8.4.2.3 Non-Functional Water Points

gridded_wp_nonfunctional_bw <- as.SpatialGridDataFrame.im(wp_nonfunctional_bw)
spplot(gridded_wp_nonfunctional_bw)

8.4.3 Converting Gridded Output into Raster

As we want to use tmap to showcase a raster map, the CRS is added to the object.

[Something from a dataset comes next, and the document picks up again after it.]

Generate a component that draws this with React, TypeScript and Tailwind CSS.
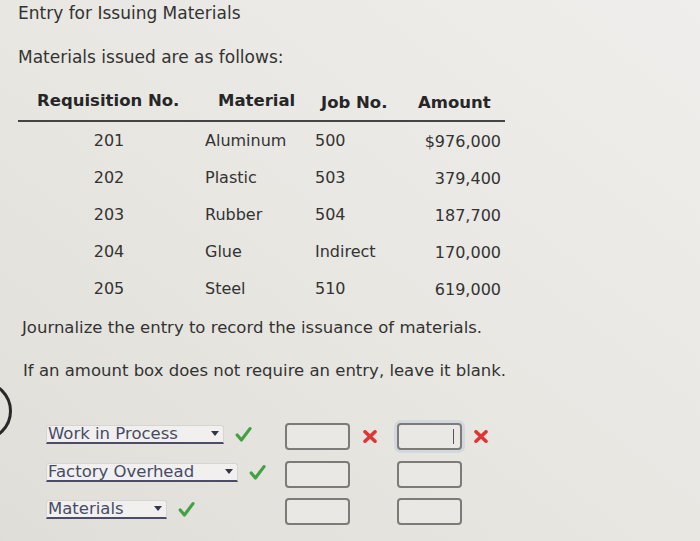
import React from "react";

const rows = [
  ["201", "Aluminum", "500", "$976,000"],
  ["202", "Plastic", "503", "379,400"],
  ["203", "Rubber", "504", "187,700"],
  ["204", "Glue", "Indirect", "170,000"],
  ["205", "Steel", "510", "619,000"],
];

function Check() {
  return (
    <svg width="17" height="17" viewBox="0 0 17 17" className="shrink-0">
      <path d="M2.2 9 L6.4 14 L15 2.6" fill="none" stroke="#45a045" strokeWidth="3.2" strokeLinecap="round" strokeLinejoin="round" />
    </svg>
  );
}

function Cross() {
  return (
    <svg width="14" height="13" viewBox="0 0 14 13" className="shrink-0">
      <path d="M2 1.8 L12 11.2 M12 1.8 L2 11.2" fill="none" stroke="#e03535" strokeWidth="3.6" strokeLinecap="round" />
    </svg>
  );
}

function Select({ label, width }: { label: string; width: string }) {
  return (
    <div
      className={`${width} h-[19px] flex items-end justify-between bg-[#f1f0ef] border border-[#d6d5d3] border-b-2 border-b-[#4a4d63] rounded-t-[3px] pl-[1px] pr-[4px] shrink-0`}
    >
      <span className="text-[16.5px] leading-[17px] text-[#474b66] whitespace-nowrap">{label}</span>
      <svg width="8" height="5" viewBox="0 0 8 5" className="mb-[6px]">
        <path d="M0 0 L8 0 L4 5 Z" fill="#33364a" />
      </svg>
    </div>
  );
}

function Box({ focused }: { focused?: boolean }) {
  return (
    <div
      className={`w-[65px] h-[27px] rounded-[4px] border-2 border-[#7c7b79] bg-[#e9e8e4] shrink-0 flex items-center justify-end pr-[6px] ${
        focused ? "ring-[3px] ring-[#d3d8de]" : ""
      }`}
    >
      {focused && <div className="w-[1.5px] h-[15px] bg-[#555]" />}
    </div>
  );
}

export default function App() {
  return (
    <div className="relative w-[700px] h-[541px] overflow-hidden bg-linear-to-tr from-[#e0ded8] via-[#e8e7e2] to-[#efeeec] font-['DejaVu_Sans',Verdana,sans-serif] text-[#333333] pl-[18px] pt-[3px]">
      {/* partial circle at left edge */}
      <div className="absolute left-[-48px] top-[381px] w-[60px] h-[60px] rounded-full border-[3px] border-[#2a2827]" />

      <div className="text-[17px] leading-[20px]">Entry for Issuing Materials</div>
      <div className="mt-[24px] text-[17px] leading-[20px]">Materials issued are as follows:</div>

      <div className="mt-[24px] w-[487px] grid grid-cols-[182px_105px_100px_100px] text-[16px] leading-[20px]">
        <div className="font-bold text-[16.5px] text-[#262626] pl-[19px] pb-[7px] border-b-2 border-[#444] whitespace-nowrap">Requisition No.</div>
        <div className="font-bold text-[16.5px] text-[#262626] pl-[18px] pb-[7px] border-b-2 border-[#444] whitespace-nowrap">Material</div>
        <div className="font-bold text-[16.5px] text-[#262626] pl-[16px] pb-[7px] border-b-2 border-[#444] whitespace-nowrap pt-[2px]">Job No.</div>
        <div className="font-bold text-[16.5px] text-[#262626] pl-[13px] pb-[7px] border-b-2 border-[#444] whitespace-nowrap pt-[2px]">Amount</div>
        {rows.map((r) => (
          <React.Fragment key={r[0]}>
            <div className="h-[37px] flex items-center justify-center">{r[0]}</div>
            <div className="h-[37px] flex items-center pl-[5px]">{r[1]}</div>
            <div className="h-[37px] flex items-center pl-[10px]">{r[2]}</div>
            <div className="h-[37px] flex items-center justify-end pr-[4px] pt-[3px]">{r[3]}</div>
          </React.Fragment>
        ))}
      </div>

      <div className="mt-[11px] ml-[4px] text-[16.5px] leading-[20px]">Journalize the entry to record the issuance of materials.</div>
      <div className="mt-[23px] ml-[5px] text-[16.5px] leading-[20px]">If an amount box does not require an entry, leave it blank.</div>

      <div className="mt-[41px] ml-[28px] flex flex-col">
        {[
          { label: "Work in Process", w: "w-[178px]", x: true },
          { label: "Factory Overhead", w: "w-[192px]", x: false },
          { label: "Materials", w: "w-[121px]", x: false },
        ].map((row, i) => (
          <div key={row.label} className="h-[37.5px] flex items-start">
            <div className="w-[239px] flex items-center gap-[11px] mt-[3px] shrink-0">
              <Select label={row.label} width={row.w} />
              <Check />
            </div>
            <div className="mt-[1px] flex items-start">
              <Box />
              <div className="w-[47px] h-[27px] flex items-center pl-[13px]">{row.x && <Cross />}</div>
              <Box focused={i === 0} />
              <div className="w-[40px] h-[27px] flex items-center pl-[12px]">{row.x && <Cross />}</div>
            </div>
          </div>
        ))}
      </div>
    </div>
  );
}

kde_wp_functional_bw_raster <- raster(gridded_wp_functional_bw)
projection(kde_wp_functional_bw_raster) <- CRS("+init=EPSG:26392")
kde_wp_functional_bw_raster
class      : RasterLayer 
dimensions : 128, 128, 16384  (nrow, ncol, ncell)
resolution : 0.8948485, 0.9616045  (x, y)
extent     : 176.5032, 291.0438, 331.4347, 454.5201  (xmin, xmax, ymin, ymax)
crs        : +init=EPSG:26392 
source     : memory
names      : v 
values     : -1.671786e-15, 9.409052  (min, max)
kde_wp_nonfunctional_bw_raster <- raster(gridded_wp_nonfunctional_bw)
projection(kde_wp_nonfunctional_bw_raster) <- CRS("+init=EPSG:26392")
kde_wp_nonfunctional_bw_raster
class      : RasterLayer 
dimensions : 128, 128, 16384  (nrow, ncol, ncell)
resolution : 0.8948485, 0.9616045  (x, y)
extent     : 176.5032, 291.0438, 331.4347, 454.5201  (xmin, xmax, ymin, ymax)
crs        : +init=EPSG:26392 
source     : memory
names      : v 
values     : -1.306349e-15, 8.406528  (min, max)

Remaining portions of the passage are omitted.